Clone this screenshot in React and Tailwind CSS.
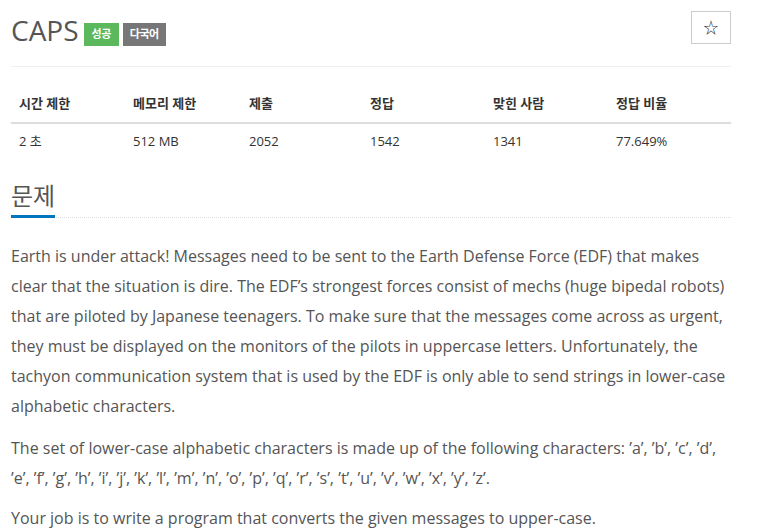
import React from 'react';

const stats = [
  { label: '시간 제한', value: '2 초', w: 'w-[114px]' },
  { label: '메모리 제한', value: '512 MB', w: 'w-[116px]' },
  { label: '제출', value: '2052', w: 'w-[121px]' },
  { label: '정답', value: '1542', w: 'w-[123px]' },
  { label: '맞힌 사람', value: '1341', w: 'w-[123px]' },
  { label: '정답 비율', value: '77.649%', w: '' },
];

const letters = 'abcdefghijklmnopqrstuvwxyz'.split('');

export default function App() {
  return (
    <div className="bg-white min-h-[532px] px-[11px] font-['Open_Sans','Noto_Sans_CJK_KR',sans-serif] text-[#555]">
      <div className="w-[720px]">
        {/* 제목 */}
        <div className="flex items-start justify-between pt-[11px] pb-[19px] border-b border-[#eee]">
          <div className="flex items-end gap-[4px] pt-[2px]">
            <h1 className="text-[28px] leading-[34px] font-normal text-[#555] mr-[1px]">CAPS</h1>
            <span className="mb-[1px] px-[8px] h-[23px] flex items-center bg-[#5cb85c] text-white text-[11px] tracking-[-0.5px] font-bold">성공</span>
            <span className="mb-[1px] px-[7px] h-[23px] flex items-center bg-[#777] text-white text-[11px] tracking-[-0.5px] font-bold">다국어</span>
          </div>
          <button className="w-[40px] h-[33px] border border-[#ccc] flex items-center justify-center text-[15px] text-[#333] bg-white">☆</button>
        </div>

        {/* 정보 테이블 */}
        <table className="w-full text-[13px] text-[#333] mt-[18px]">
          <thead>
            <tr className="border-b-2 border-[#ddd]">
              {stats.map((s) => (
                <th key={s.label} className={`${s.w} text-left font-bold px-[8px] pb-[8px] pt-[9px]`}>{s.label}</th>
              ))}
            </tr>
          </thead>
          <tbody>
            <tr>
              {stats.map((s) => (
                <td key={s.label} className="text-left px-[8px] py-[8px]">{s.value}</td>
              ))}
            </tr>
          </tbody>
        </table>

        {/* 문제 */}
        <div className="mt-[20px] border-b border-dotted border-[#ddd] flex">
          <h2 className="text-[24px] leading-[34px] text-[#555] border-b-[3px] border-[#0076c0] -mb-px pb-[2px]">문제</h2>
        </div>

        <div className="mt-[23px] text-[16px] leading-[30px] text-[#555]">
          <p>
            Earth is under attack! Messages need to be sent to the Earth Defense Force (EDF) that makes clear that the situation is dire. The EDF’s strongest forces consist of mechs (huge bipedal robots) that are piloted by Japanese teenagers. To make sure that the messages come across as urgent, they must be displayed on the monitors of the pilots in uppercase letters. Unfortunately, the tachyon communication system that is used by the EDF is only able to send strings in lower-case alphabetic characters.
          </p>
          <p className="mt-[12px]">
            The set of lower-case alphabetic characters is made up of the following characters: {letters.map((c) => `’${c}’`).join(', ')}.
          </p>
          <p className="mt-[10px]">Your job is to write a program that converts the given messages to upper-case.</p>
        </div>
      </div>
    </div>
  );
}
----------------------------------------
◆ **What to work on**: Skip the pictures and restate exactly the lines from the beginning of the listing to the line with "const letters = 'abcdefghijklmnopqrstuvwxyz'.split('');", that line included.

◆ **Written response**:
Clone this screenshot in React and Tailwind CSS.
import React from 'react';

const stats = [
  { label: '시간 제한', value: '2 초', w: 'w-[114px]' },
  { label: '메모리 제한', value: '512 MB', w: 'w-[116px]' },
  { label: '제출', value: '2052', w: 'w-[121px]' },
  { label: '정답', value: '1542', w: 'w-[123px]' },
  { label: '맞힌 사람', value: '1341', w: 'w-[123px]' },
  { label: '정답 비율', value: '77.649%', w: '' },
];

const letters = 'abcdefghijklmnopqrstuvwxyz'.split('');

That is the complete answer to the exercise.